> [PROBLEM TO SOLVE]:
Can you output the records below exactly as they are written?
*** EXCERPTED DATA ***
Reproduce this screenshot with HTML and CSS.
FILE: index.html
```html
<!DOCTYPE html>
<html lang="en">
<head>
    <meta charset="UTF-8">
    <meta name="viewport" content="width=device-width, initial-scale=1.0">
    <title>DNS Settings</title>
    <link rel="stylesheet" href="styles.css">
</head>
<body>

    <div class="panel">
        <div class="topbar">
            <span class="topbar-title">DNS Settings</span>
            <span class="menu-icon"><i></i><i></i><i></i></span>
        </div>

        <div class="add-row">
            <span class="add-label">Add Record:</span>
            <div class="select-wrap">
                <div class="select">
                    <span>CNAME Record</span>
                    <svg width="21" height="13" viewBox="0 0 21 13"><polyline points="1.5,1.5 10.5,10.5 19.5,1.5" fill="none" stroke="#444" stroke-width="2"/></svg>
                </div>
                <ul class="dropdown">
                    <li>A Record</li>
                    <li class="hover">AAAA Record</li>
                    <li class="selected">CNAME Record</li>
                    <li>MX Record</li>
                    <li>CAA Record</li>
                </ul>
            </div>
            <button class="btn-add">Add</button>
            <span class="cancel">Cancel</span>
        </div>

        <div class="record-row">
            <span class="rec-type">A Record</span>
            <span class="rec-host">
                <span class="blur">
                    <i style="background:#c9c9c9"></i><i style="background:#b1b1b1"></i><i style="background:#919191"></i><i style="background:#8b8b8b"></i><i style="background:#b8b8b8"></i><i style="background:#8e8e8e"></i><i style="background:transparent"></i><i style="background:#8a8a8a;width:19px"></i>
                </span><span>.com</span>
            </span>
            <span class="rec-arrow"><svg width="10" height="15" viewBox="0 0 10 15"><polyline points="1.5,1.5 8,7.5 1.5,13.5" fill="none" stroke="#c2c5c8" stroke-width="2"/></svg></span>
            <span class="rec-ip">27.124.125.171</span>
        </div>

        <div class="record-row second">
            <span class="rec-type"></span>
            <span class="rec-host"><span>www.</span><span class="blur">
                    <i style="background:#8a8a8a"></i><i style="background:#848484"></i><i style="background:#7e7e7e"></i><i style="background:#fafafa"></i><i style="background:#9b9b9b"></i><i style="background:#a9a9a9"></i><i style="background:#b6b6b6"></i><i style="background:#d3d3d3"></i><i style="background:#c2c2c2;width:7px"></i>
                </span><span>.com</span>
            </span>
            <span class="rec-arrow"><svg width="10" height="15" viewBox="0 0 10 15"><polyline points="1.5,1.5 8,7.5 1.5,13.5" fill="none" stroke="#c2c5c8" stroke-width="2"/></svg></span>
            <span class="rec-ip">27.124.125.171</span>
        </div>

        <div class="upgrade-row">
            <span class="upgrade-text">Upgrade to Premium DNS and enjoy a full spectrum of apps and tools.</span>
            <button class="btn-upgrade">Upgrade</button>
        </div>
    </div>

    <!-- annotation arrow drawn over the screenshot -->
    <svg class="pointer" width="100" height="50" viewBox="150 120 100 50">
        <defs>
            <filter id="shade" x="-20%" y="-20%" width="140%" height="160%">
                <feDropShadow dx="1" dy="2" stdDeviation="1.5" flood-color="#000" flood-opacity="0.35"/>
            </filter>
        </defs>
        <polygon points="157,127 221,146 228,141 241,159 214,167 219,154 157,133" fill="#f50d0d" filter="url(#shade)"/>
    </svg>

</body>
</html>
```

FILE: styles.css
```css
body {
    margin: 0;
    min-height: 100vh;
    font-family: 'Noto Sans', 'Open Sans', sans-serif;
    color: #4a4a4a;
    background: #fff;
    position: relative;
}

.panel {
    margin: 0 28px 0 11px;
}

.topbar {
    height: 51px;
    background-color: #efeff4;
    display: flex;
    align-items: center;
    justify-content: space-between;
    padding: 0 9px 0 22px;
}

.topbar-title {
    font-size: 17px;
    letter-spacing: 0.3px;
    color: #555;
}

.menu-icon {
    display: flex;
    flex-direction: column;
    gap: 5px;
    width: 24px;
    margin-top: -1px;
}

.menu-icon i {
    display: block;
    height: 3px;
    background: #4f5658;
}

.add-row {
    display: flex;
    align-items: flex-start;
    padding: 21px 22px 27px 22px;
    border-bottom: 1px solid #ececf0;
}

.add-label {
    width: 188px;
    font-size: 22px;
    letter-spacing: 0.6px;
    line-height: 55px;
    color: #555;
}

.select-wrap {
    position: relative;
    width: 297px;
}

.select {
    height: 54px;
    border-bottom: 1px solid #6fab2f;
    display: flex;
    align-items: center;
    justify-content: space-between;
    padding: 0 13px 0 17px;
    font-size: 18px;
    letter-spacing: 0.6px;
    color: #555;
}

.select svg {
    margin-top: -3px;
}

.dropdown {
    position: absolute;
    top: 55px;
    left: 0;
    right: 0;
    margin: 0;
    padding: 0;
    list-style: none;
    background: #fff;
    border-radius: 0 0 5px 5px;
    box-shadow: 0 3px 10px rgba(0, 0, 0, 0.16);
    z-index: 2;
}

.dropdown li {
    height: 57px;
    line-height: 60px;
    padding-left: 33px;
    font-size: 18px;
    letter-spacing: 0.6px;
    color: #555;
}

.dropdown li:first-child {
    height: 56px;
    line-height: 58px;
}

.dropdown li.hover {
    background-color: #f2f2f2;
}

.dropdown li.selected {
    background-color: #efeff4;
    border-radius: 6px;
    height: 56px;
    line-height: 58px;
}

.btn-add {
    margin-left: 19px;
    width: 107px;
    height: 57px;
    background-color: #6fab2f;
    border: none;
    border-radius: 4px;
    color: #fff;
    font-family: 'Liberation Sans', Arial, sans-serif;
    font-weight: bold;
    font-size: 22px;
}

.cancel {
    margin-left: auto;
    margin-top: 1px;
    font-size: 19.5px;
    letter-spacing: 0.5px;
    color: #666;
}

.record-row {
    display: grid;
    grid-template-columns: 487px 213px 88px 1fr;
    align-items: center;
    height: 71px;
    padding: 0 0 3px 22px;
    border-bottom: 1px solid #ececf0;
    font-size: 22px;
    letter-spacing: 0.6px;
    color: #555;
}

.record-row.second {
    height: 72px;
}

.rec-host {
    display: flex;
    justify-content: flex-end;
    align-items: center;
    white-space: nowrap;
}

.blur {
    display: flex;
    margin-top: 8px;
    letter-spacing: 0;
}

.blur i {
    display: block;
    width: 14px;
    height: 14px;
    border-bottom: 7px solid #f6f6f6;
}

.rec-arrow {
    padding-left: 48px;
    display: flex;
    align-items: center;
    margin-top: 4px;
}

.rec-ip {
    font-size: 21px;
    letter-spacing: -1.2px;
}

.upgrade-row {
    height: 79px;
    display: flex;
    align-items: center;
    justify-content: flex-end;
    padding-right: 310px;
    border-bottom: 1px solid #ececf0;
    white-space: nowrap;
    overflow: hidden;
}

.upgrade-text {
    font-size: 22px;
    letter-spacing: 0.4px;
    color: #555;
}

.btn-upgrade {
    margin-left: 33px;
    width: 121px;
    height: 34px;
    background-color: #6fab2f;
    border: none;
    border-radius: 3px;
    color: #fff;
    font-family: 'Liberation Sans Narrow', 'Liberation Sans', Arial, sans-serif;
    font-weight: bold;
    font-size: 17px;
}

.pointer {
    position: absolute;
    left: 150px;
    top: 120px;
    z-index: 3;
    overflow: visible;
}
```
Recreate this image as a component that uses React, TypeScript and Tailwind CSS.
***
> [EXERCISE SOLUTION]:
Reproduce this screenshot with HTML and CSS.
FILE: index.html
```html
<!DOCTYPE html>
<html lang="en">
<head>
    <meta charset="UTF-8">
    <meta name="viewport" content="width=device-width, initial-scale=1.0">
    <title>DNS Settings</title>
    <link rel="stylesheet" href="styles.css">
</head>
<body>

    <div class="panel">
        <div class="topbar">
            <span class="topbar-title">DNS Settings</span>
            <span class="menu-icon"><i></i><i></i><i></i></span>
        </div>

        <div class="add-row">
            <span class="add-label">Add Record:</span>
            <div class="select-wrap">
                <div class="select">
                    <span>CNAME Record</span>
                    <svg width="21" height="13" viewBox="0 0 21 13"><polyline points="1.5,1.5 10.5,10.5 19.5,1.5" fill="none" stroke="#444" stroke-width="2"/></svg>
                </div>
                <ul class="dropdown">
                    <li>A Record</li>
                    <li class="hover">AAAA Record</li>
                    <li class="selected">CNAME Record</li>
                    <li>MX Record</li>
                    <li>CAA Record</li>
                </ul>
            </div>
            <button class="btn-add">Add</button>
            <span class="cancel">Cancel</span>
        </div>

        <div class="record-row">
            <span class="rec-type">A Record</span>
            <span class="rec-host">
                <span class="blur">
                    <i style="background:#c9c9c9"></i><i style="background:#b1b1b1"></i><i style="background:#919191"></i><i style="background:#8b8b8b"></i><i style="background:#b8b8b8"></i><i style="background:#8e8e8e"></i><i style="background:transparent"></i><i style="background:#8a8a8a;width:19px"></i>
                </span><span>.com</span>
            </span>
            <span class="rec-arrow"><svg width="10" height="15" viewBox="0 0 10 15"><polyline points="1.5,1.5 8,7.5 1.5,13.5" fill="none" stroke="#c2c5c8" stroke-width="2"/></svg></span>
            <span class="rec-ip">27.124.125.171</span>
        </div>

        <div class="record-row second">
            <span class="rec-type"></span>
            <span class="rec-host"><span>www.</span><span class="blur">
                    <i style="background:#8a8a8a"></i><i style="background:#848484"></i><i style="background:#7e7e7e"></i><i style="background:#fafafa"></i><i style="background:#9b9b9b"></i><i style="background:#a9a9a9"></i><i style="background:#b6b6b6"></i><i style="background:#d3d3d3"></i><i style="background:#c2c2c2;width:7px"></i>
                </span><span>.com</span>
            </span>
            <span class="rec-arrow"><svg width="10" height="15" viewBox="0 0 10 15"><polyline points="1.5,1.5 8,7.5 1.5,13.5" fill="none" stroke="#c2c5c8" stroke-width="2"/></svg></span>
            <span class="rec-ip">27.124.125.171</span>
        </div>

        <div class="upgrade-row">
            <span class="upgrade-text">Upgrade to Premium DNS and enjoy a full spectrum of apps and tools.</span>
            <button class="btn-upgrade">Upgrade</button>
        </div>
    </div>

    <!-- annotation arrow drawn over the screenshot -->
    <svg class="pointer" width="100" height="50" viewBox="150 120 100 50">
        <defs>
            <filter id="shade" x="-20%" y="-20%" width="140%" height="160%">
                <feDropShadow dx="1" dy="2" stdDeviation="1.5" flood-color="#000" flood-opacity="0.35"/>
            </filter>
        </defs>
        <polygon points="157,127 221,146 228,141 241,159 214,167 219,154 157,133" fill="#f50d0d" filter="url(#shade)"/>
    </svg>

</body>
</html>
```

FILE: styles.css
```css
body {
    margin: 0;
    min-height: 100vh;
    font-family: 'Noto Sans', 'Open Sans', sans-serif;
    color: #4a4a4a;
    background: #fff;
    position: relative;
}

.panel {
    margin: 0 28px 0 11px;
}

.topbar {
    height: 51px;
    background-color: #efeff4;
    display: flex;
    align-items: center;
    justify-content: space-between;
    padding: 0 9px 0 22px;
}

.topbar-title {
    font-size: 17px;
    letter-spacing: 0.3px;
    color: #555;
}

.menu-icon {
    display: flex;
    flex-direction: column;
    gap: 5px;
    width: 24px;
    margin-top: -1px;
}

.menu-icon i {
    display: block;
    height: 3px;
    background: #4f5658;
}

.add-row {
    display: flex;
    align-items: flex-start;
    padding: 21px 22px 27px 22px;
    border-bottom: 1px solid #ececf0;
}

.add-label {
    width: 188px;
    font-size: 22px;
    letter-spacing: 0.6px;
    line-height: 55px;
    color: #555;
}

.select-wrap {
    position: relative;
    width: 297px;
}

.select {
    height: 54px;
    border-bottom: 1px solid #6fab2f;
    display: flex;
    align-items: center;
    justify-content: space-between;
    padding: 0 13px 0 17px;
    font-size: 18px;
    letter-spacing: 0.6px;
    color: #555;
}

.select svg {
    margin-top: -3px;
}

.dropdown {
    position: absolute;
    top: 55px;
    left: 0;
    right: 0;
    margin: 0;
    padding: 0;
    list-style: none;
    background: #fff;
    border-radius: 0 0 5px 5px;
    box-shadow: 0 3px 10px rgba(0, 0, 0, 0.16);
    z-index: 2;
}

.dropdown li {
    height: 57px;
    line-height: 60px;
    padding-left: 33px;
    font-size: 18px;
    letter-spacing: 0.6px;
    color: #555;
}

.dropdown li:first-child {
    height: 56px;
    line-height: 58px;
}

.dropdown li.hover {
    background-color: #f2f2f2;
}

.dropdown li.selected {
    background-color: #efeff4;
    border-radius: 6px;
    height: 56px;
    line-height: 58px;
}

.btn-add {
    margin-left: 19px;
    width: 107px;
    height: 57px;
    background-color: #6fab2f;
    border: none;
    border-radius: 4px;
    color: #fff;
    font-family: 'Liberation Sans', Arial, sans-serif;
    font-weight: bold;
    font-size: 22px;
}

.cancel {
    margin-left: auto;
    margin-top: 1px;
    font-size: 19.5px;
    letter-spacing: 0.5px;
    color: #666;
}

.record-row {
    display: grid;
    grid-template-columns: 487px 213px 88px 1fr;
    align-items: center;
    height: 71px;
    padding: 0 0 3px 22px;
    border-bottom: 1px solid #ececf0;
    font-size: 22px;
    letter-spacing: 0.6px;
    color: #555;
}

.record-row.second {
    height: 72px;
}

.rec-host {
    display: flex;
    justify-content: flex-end;
    align-items: center;
    white-space: nowrap;
}

.blur {
    display: flex;
    margin-top: 8px;
    letter-spacing: 0;
}

.blur i {
    display: block;
    width: 14px;
    height: 14px;
    border-bottom: 7px solid #f6f6f6;
}

.rec-arrow {
    padding-left: 48px;
    display: flex;
    align-items: center;
    margin-top: 4px;
}

.rec-ip {
    font-size: 21px;
    letter-spacing: -1.2px;
}

.upgrade-row {
    height: 79px;
    display: flex;
    align-items: center;
    justify-content: flex-end;
    padding-right: 310px;
    border-bottom: 1px solid #ececf0;
    white-space: nowrap;
    overflow: hidden;
}

.upgrade-text {
    font-size: 22px;
    letter-spacing: 0.4px;
    color: #555;
}

.btn-upgrade {
    margin-left: 33px;
    width: 121px;
    height: 34px;
    background-color: #6fab2f;
    border: none;
    border-radius: 3px;
    color: #fff;
    font-family: 'Liberation Sans Narrow', 'Liberation Sans', Arial, sans-serif;
    font-weight: bold;
    font-size: 17px;
}

.pointer {
    position: absolute;
    left: 150px;
    top: 120px;
    z-index: 3;
    overflow: visible;
}
```
Recreate this image as a component that uses React, TypeScript and Tailwind CSS.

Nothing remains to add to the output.